*DATA TO PROCESS*.
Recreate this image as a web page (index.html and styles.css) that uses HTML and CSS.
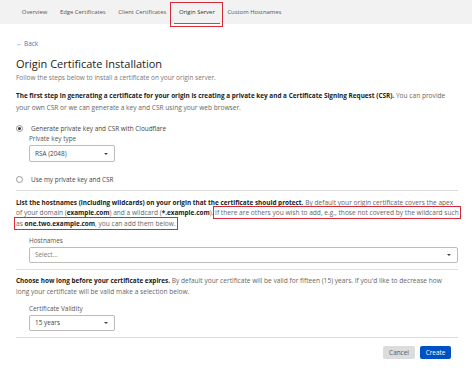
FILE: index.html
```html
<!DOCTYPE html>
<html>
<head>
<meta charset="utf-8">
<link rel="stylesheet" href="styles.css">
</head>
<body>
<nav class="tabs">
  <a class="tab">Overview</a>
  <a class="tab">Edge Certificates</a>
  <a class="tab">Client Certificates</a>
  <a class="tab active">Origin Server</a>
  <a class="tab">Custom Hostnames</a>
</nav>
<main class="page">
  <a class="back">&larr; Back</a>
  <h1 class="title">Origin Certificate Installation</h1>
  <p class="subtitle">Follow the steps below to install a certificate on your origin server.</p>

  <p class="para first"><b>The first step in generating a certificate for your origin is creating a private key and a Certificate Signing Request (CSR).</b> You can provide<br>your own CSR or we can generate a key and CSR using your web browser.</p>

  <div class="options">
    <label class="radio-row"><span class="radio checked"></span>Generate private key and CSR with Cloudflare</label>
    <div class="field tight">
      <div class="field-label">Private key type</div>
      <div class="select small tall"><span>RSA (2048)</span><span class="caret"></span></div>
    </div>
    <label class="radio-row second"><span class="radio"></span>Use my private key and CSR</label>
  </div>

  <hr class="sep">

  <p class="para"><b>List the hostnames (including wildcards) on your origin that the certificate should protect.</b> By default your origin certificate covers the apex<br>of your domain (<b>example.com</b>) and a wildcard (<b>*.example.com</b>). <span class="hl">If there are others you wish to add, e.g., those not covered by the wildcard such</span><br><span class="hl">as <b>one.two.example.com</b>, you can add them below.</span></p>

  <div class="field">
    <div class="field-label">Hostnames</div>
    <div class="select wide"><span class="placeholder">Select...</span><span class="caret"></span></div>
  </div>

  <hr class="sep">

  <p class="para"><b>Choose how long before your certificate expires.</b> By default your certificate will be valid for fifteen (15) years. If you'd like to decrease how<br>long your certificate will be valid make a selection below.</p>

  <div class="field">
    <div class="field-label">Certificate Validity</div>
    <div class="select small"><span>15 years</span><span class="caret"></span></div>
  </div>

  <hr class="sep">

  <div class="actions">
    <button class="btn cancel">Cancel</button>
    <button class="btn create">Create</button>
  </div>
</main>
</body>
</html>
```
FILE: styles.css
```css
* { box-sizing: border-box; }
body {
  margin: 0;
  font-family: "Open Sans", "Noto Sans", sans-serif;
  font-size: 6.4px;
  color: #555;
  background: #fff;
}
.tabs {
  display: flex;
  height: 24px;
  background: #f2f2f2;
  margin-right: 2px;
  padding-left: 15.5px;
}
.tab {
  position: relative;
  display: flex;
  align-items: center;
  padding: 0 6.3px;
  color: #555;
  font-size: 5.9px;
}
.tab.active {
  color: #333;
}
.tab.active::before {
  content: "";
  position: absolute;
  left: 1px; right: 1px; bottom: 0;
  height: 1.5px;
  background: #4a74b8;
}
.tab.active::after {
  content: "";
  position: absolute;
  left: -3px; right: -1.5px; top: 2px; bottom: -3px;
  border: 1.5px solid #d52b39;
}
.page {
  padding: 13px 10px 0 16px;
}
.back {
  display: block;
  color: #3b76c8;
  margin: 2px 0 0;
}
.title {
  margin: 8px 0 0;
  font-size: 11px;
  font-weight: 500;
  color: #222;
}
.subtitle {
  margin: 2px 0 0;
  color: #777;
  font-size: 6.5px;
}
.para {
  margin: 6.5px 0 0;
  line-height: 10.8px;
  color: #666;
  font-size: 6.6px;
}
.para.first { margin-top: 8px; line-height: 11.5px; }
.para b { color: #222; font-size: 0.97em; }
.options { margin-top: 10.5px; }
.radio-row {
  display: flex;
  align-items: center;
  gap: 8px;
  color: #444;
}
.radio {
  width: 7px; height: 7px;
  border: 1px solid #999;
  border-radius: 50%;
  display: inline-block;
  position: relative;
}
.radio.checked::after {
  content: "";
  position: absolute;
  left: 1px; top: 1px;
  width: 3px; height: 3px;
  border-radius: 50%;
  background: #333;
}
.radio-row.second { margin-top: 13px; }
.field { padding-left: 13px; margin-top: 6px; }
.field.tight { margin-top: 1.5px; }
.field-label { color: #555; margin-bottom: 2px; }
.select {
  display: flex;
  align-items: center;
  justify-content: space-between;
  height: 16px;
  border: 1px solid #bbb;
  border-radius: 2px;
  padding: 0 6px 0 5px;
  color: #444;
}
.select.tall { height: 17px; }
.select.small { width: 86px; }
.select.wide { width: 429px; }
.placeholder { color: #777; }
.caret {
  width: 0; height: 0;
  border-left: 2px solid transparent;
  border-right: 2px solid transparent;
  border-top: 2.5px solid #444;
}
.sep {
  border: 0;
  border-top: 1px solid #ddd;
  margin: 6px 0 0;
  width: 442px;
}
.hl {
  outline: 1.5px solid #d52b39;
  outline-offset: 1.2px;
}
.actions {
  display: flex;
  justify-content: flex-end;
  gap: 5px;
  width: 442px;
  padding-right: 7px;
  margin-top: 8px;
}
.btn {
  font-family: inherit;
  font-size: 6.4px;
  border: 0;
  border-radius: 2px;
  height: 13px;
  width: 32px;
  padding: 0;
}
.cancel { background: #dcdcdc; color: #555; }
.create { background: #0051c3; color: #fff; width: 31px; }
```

==

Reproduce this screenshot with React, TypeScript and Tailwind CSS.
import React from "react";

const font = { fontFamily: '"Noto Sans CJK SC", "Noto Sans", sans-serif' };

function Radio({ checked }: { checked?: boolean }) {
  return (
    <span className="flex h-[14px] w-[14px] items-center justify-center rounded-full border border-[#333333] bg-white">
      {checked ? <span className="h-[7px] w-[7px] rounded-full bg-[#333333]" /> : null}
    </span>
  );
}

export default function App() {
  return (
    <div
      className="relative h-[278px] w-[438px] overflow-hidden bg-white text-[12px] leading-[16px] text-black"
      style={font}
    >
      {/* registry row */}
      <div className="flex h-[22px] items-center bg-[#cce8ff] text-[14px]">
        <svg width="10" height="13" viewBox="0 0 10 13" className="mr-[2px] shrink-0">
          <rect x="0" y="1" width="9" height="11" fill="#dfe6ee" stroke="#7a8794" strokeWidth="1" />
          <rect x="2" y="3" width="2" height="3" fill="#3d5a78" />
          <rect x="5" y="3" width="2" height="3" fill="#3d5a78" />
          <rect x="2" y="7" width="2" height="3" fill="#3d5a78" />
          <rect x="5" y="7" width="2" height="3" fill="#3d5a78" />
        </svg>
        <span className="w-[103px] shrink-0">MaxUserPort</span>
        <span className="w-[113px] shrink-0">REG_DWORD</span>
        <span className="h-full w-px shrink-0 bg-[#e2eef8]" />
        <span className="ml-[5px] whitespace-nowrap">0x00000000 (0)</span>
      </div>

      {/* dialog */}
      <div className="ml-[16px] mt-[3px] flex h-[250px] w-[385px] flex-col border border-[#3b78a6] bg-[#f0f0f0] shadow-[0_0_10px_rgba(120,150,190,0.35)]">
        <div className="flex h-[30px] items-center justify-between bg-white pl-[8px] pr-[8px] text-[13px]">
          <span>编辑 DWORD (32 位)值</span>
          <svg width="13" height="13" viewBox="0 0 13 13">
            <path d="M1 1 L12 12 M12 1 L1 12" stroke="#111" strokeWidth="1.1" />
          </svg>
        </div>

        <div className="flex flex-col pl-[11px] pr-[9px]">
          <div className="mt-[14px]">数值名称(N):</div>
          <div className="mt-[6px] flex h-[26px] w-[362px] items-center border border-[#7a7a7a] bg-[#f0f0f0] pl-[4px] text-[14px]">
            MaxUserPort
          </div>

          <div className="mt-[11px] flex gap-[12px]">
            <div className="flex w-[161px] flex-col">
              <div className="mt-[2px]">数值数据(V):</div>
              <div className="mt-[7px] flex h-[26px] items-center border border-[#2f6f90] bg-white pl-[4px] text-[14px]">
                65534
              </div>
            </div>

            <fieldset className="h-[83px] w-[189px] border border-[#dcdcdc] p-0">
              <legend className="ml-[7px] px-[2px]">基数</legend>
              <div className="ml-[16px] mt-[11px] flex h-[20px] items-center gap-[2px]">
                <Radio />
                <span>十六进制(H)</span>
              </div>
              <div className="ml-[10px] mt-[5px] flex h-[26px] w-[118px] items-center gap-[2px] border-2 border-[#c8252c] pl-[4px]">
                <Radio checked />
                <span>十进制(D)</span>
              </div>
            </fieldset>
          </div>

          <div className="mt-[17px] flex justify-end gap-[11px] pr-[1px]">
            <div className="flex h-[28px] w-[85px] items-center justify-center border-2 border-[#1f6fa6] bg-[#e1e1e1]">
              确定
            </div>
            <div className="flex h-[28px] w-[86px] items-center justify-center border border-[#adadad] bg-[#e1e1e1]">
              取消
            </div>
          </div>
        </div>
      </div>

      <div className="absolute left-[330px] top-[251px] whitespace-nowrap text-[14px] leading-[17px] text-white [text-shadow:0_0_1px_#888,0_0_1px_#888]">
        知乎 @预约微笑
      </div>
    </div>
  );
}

*JOB*. Copy each line containing the word "with" from the data.

*FINAL RESULT*.
    <label class="radio-row"><span class="radio checked"></span>Generate private key and CSR with Cloudflare</label>
Reproduce this screenshot with React, TypeScript and Tailwind CSS.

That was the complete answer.